The concept of a fixed, versioned evaluation dataset should be supplemented with dynamically generated evaluation criteria derived from production traces. While static benchmarks may still have value for regression testing and comparing model versions, they’re insufficient for understanding production behavior.

Evaluation systems themselves should leverage LLM capabilities. If agents are sophisticated enough to perform complex reasoning and pattern recognition, they’re sophisticated enough to help evaluate other agents or even themselves given appropriate frameworks and guard rails.

Organizations should develop frameworks for intent-based evaluation that can handle ambiguity and variation in agent outputs. This requires moving beyond exact-match comparisons to rubric-based assessment, similar to how human performance is evaluated in contexts where multiple valid solutions exist.

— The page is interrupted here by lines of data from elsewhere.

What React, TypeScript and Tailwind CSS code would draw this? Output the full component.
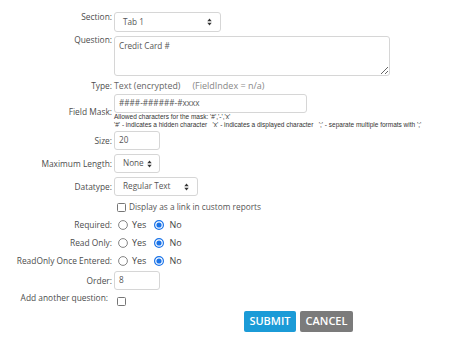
import React from "react";

function Arrows() {
  return (
    <svg width="5" height="8" viewBox="0 0 5 8" className="shrink-0">
      <path d="M0.3 3.2 L2.5 0.6 L4.7 3.2 Z" fill="#333" />
      <path d="M0.3 4.8 L2.5 7.4 L4.7 4.8 Z" fill="#333" />
    </svg>
  );
}

function Radio({ checked }: { checked?: boolean }) {
  return checked ? (
    <svg width="10" height="10" viewBox="0 0 10 10" className="shrink-0">
      <circle cx="5" cy="5" r="4.4" fill="#fff" stroke="#1a73e8" strokeWidth="1.2" />
      <circle cx="5" cy="5" r="2.6" fill="#1a73e8" />
    </svg>
  ) : (
    <svg width="10" height="10" viewBox="0 0 10 10" className="shrink-0">
      <circle cx="5" cy="5" r="4.4" fill="#fff" stroke="#767676" strokeWidth="0.9" />
    </svg>
  );
}

function Check() {
  return <div className="w-[9px] h-[9px] shrink-0 rounded-[1.5px] border border-[#767676] bg-white" />;
}

function Label({ children, className = "" }: { children: React.ReactNode; className?: string }) {
  return (
    <div className={`w-[112px] shrink-0 text-right text-[#4d4d4d] text-[8.4px] leading-[12px] ${className}`}>
      {children}
    </div>
  );
}

function YesNo() {
  return (
    <div className="flex items-center text-[#444] text-[9px]">
      <div className="ml-[4px]"><Radio /></div>
      <span className="ml-[4px]">Yes</span>
      <div className="ml-[8px]"><Radio checked /></div>
      <span className="ml-[5px]">No</span>
    </div>
  );
}

const field = "h-[19px] rounded-[3px] border border-[#d6d6d6] bg-white flex items-center text-[#555] text-[8.2px]";
const help = "font-['Liberation_Sans',Arial,sans-serif] text-[#333] text-[6.5px] leading-[8px] whitespace-pre";

export default function App() {
  return (
    <div className="w-[474px] h-[345px] bg-white font-['Open_Sans',sans-serif] pt-[12px]">
      {/* Section */}
      <div className="flex gap-[2px] h-[20px]">
        <Label className="mt-[-1px]">Section:</Label>
        <div className={`${field} h-[20px] w-[107px] pl-[8px] pr-[8px] justify-between`}>
          <span>Tab 1</span>
          <Arrows />
        </div>
      </div>
      {/* Question */}
      <div className="flex gap-[2px] mt-[4px]">
        <Label className="mt-[-2px]">Question:</Label>
        <textarea
          readOnly
          defaultValue="Credit Card #"
          className="w-[276px] h-[40px] rounded-[3px] border border-[#d6d6d6] bg-white text-[#555] text-[8.2px] leading-[12px] px-[4px] pt-[3px] outline-none resize"
        />
      </div>
      {/* Type */}
      <div className="flex gap-[2px] mt-[4px] h-[12px] items-center">
        <Label>Type:</Label>
        <span className="text-[#666] text-[8.8px] leading-[12px]">Text (encrypted)</span>
        <span className="ml-[10px] text-[#888] text-[9px] leading-[12px]">(FieldIndex = n/a)</span>
      </div>
      {/* Field Mask */}
      <div className="flex gap-[2px] mt-[2px] items-center">
        <Label>Field Mask:</Label>
        <div className="flex flex-col">
          <div className={`${field} w-[193px] pl-[4px]`}>####-######-#xxxx</div>
          <div className={help}>{"Allowed characters for the mask: '#','-','x'"}</div>
          <div className={help}>
            {"'#' - indicates a hidden character   'x' - indicates a displayed character   ';' - separate multiple formats with ';'"}
          </div>
        </div>
      </div>
      {/* Size */}
      <div className="flex gap-[2px] mt-[2px] items-center">
        <Label>Size:</Label>
        <div className={`${field} w-[46px] pl-[4px]`}>20</div>
      </div>
      {/* Max length */}
      <div className="flex gap-[2px] mt-[4px] items-center">
        <Label>Maximum Length:</Label>
        <div className={`${field} w-[46px] pl-[8px] pr-[7px] justify-between`}>
          <span>None</span>
          <Arrows />
        </div>
      </div>
      {/* Datatype */}
      <div className="flex gap-[2px] mt-[4px] items-center">
        <Label>Datatype:</Label>
        <div className={`${field} w-[84px] pl-[8px] pr-[8px] justify-between`}>
          <span>Regular Text</span>
          <Arrows />
        </div>
      </div>
      {/* Display as link */}
      <div className="flex gap-[2px] mt-[4px] h-[14px] items-center">
        <div className="w-[112px] shrink-0" />
        <div className="flex items-center ml-[3px]">
          <Check />
          <span className="ml-[3px] text-[#555] text-[8.3px]">Display as a link in custom reports</span>
        </div>
      </div>
      {/* Required */}
      <div className="flex gap-[2px] mt-[2px] h-[18px] items-center">
        <Label>Required:</Label>
        <YesNo />
      </div>
      <div className="flex gap-[2px] h-[18px] items-center">
        <Label>Read Only:</Label>
        <YesNo />
      </div>
      <div className="flex gap-[2px] h-[18px] items-center">
        <Label>ReadOnly Once Entered:</Label>
        <YesNo />
      </div>
      {/* Order */}
      <div className="flex gap-[2px] mt-[1px] items-center">
        <Label>Order:</Label>
        <div className={`${field} w-[46px] pl-[4px]`}>8</div>
      </div>
      {/* Add another */}
      <div className="flex gap-[2px] mt-[2px] items-start">
        <Label className="pr-[4px]">Add another question:</Label>
        <div className="ml-[3px] mt-[5px]"><Check /></div>
      </div>
      {/* Buttons */}
      <div className="flex gap-[4px] mt-[5px] ml-[244px]">
        <div className="w-[52px] h-[21px] rounded-[2px] bg-[#1b9bd7] text-white text-[11px] font-semibold flex items-center justify-center">SUBMIT</div>
        <div className="w-[53px] h-[21px] rounded-[2px] bg-[#7b7b7b] text-white text-[11px] font-semibold flex items-center justify-center">CANCEL</div>
      </div>
    </div>
  );
}
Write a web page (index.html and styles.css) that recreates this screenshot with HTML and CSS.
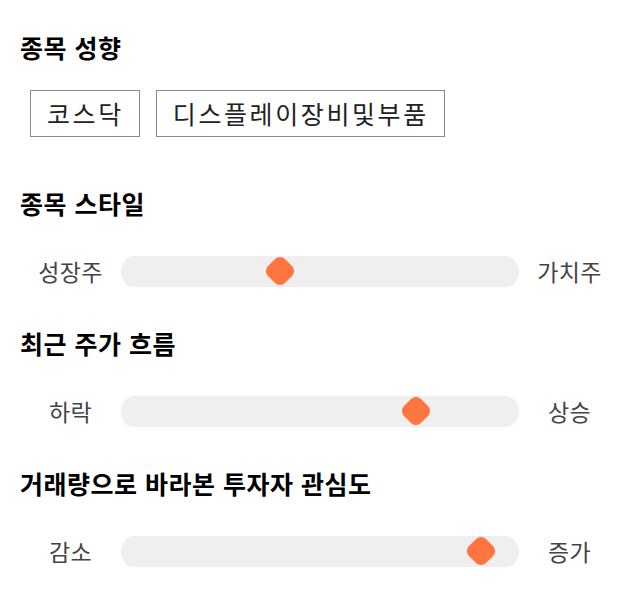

Research and Academic Context

Vincent positions this work within the broader academic and research context where conferences remain heavily focused on benchmark creation. While benchmarks serve important purposes for comparing models and tracking progress, an over-fixation on static benchmarks can distract from the real challenges of operating LLM systems in production environments where user needs and behaviors constantly evolve.

The presentation draws on research from universities and Comet’s own research initiatives, though specific papers are mentioned without detailed citation. The adaptive testing research represents one stream of work addressing these challenges, and Vincent’s own telemetry-in-the-loop paper represents another contribution to this emerging body of work.

Limitations and Honest Assessment

It’s important to note that Vincent explicitly acknowledges this is work in progress. The complete implementation of Comet’s adaptive evaluation system is not yet finished and was expected to be completed in the weeks following the presentation. The presentation is positioned as a conceptual framework and research direction rather than a fully realized product, which is an honest and valuable acknowledgment.

The presentation is also light on specific metrics, quantitative results, or detailed case studies from client engagements. While organizations like Uber, Netflix, and UK banks are mentioned as clients where this work has been applied, there are no concrete details about specific implementations, performance improvements, or operational metrics demonstrating the superiority of adaptive evaluation approaches over static benchmarks.

The framework is also quite abstract and conceptual. While principles like “intent-based outcomes” and “self-curating test suites” are compelling, the presentation doesn’t provide detailed implementation guidance, specific architectural patterns, or code-level examples that would enable other organizations to adopt these approaches.

Conclusion and Future Directions

This case study represents an important contribution to the ongoing evolution of LLMOps practices, particularly around evaluation and quality assurance for production LLM systems. The central insight that evaluation methodologies must match the dynamism of the systems being evaluated is well-founded and addresses a real gap in current practice.

The proposed shift from static benchmarks to adaptive, agent-driven evaluation systems that leverage production telemetry and traces represents a coherent vision for how evaluation might evolve. However, the approach remains largely conceptual and requires further development and validation to demonstrate practical superiority over existing methods.

For organizations struggling with the limitations of static benchmarks, particularly in contexts where user behavior is evolving or where agents personalize behavior, the principles outlined here offer valuable directions for exploration. The emphasis on telemetry, continuous evaluation, and treating evaluation infrastructure as adaptive systems aligns well with broader trends in production ML operations and site reliability engineering.